### Data:
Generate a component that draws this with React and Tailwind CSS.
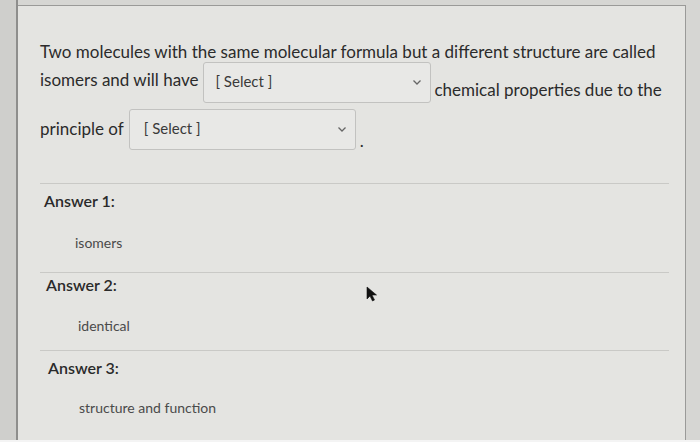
import React from "react";

function Chevron() {
  return (
    <svg width="10" height="7" viewBox="0 0 10 7" className="shrink-0">
      <path d="M1.5 1.5 L5 5 L8.5 1.5" fill="none" stroke="#666" strokeWidth="1.3" />
    </svg>
  );
}

function SelectBox({ w, pl }) {
  return (
    <span
      className={`inline-flex items-center justify-between h-[41px] ${w} border border-[#c2c2c0] rounded-[3px] bg-[#e8e8e6] ${pl} pr-[8px] align-middle`}
    >
      <span className="text-[15px] text-[#3a3a3a] -mt-[3px]">[ Select ]</span>
      <Chevron />
    </span>
  );
}

function Answer({ label, value, pl, vl, pt, pt2, pb }) {
  return (
    <div className="border-t border-[#c9c9c6]">
      <div className={`${pt} ${pl} text-[16px] leading-[24px] font-semibold text-[#2a2a2a]`}>{label}</div>
      <div className={`${pt2} ${pb} ${vl} text-[14px] leading-[20px] text-[#4a4a4a]`}>{value}</div>
    </div>
  );
}

export default function App() {
  return (
    <div
      className="relative w-[700px] h-[442px] overflow-hidden bg-[#d6d6d3] flex"
      style={{ fontFamily: "Lato, 'Open Sans', sans-serif" }}
    >
      <div className="w-[18px] bg-[#cfcfcc] border-r-2 border-[#8e8e8c]" />
      <div className="flex-1 flex flex-col pb-[2px]">
        <div className="flex-1 mt-[5px] mr-[14px] bg-[#e4e4e1] border-t border-r border-[#9a9a98] pl-[22px] pr-[16px]">
          <div className="pt-[34px] text-[17px] leading-[24px] text-[#2b2b2b]">
            <div>Two molecules with the same molecular formula but a different structure are called</div>
            <div className="-mt-[2px] flex items-start">
              <span className="mt-[6px]">isomers and will have</span>
              <span className="ml-[5px]"><SelectBox w="w-[228px]" pl="pl-[11px]" /></span>
              <span className="ml-[3px] mt-[16px]">chemical properties due to the</span>
            </div>
            <div className="mt-[6px] flex items-start">
              <span className="mt-[8px]">principle of</span>
              <span className="ml-[5px]"><SelectBox w="w-[227px]" pl="pl-[14px]" /></span>
              <span className="ml-[4px] mt-[20px]">.</span>
            </div>
          </div>
          <div className="mt-[30px]">
            <Answer label="Answer 1:" value="isomers" pl="pl-[4px]" vl="pl-[35px]" pt="pt-[5px]" pt2="pt-[20px]" pb="pb-[19px]" />
            <Answer label="Answer 2:" value="identical" pl="pl-[6px]" vl="pl-[38px]" pt="pt-[0px]" pt2="pt-[19px]" pb="pb-[14px]" />
            <Answer label="Answer 3:" value="structure and function" pl="pl-[8px]" vl="pl-[39px]" pt="pt-[5px]" pt2="pt-[18px]" pb="pb-[14px]" />
          </div>
        </div>
      </div>
      <div className="absolute left-0 right-0 bottom-0 h-[2px] bg-[#f4f4f4]" />
      <svg className="absolute left-[366px] top-[286px]" width="12" height="16" viewBox="0 0 12 16">
        <path d="M1 1 L1 13 L4 10 L6.5 15 L8.5 14 L6 9 L10.5 9 Z" fill="#111" stroke="#111" strokeWidth="0.6" />
      </svg>
    </div>
  );
}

### Given instruction:
Copy exactly the lines running from the beginning of the listing through the line that has "import React from". Drop the pictures.

### The solution:
Generate a component that draws this with React and Tailwind CSS.
import React from "react";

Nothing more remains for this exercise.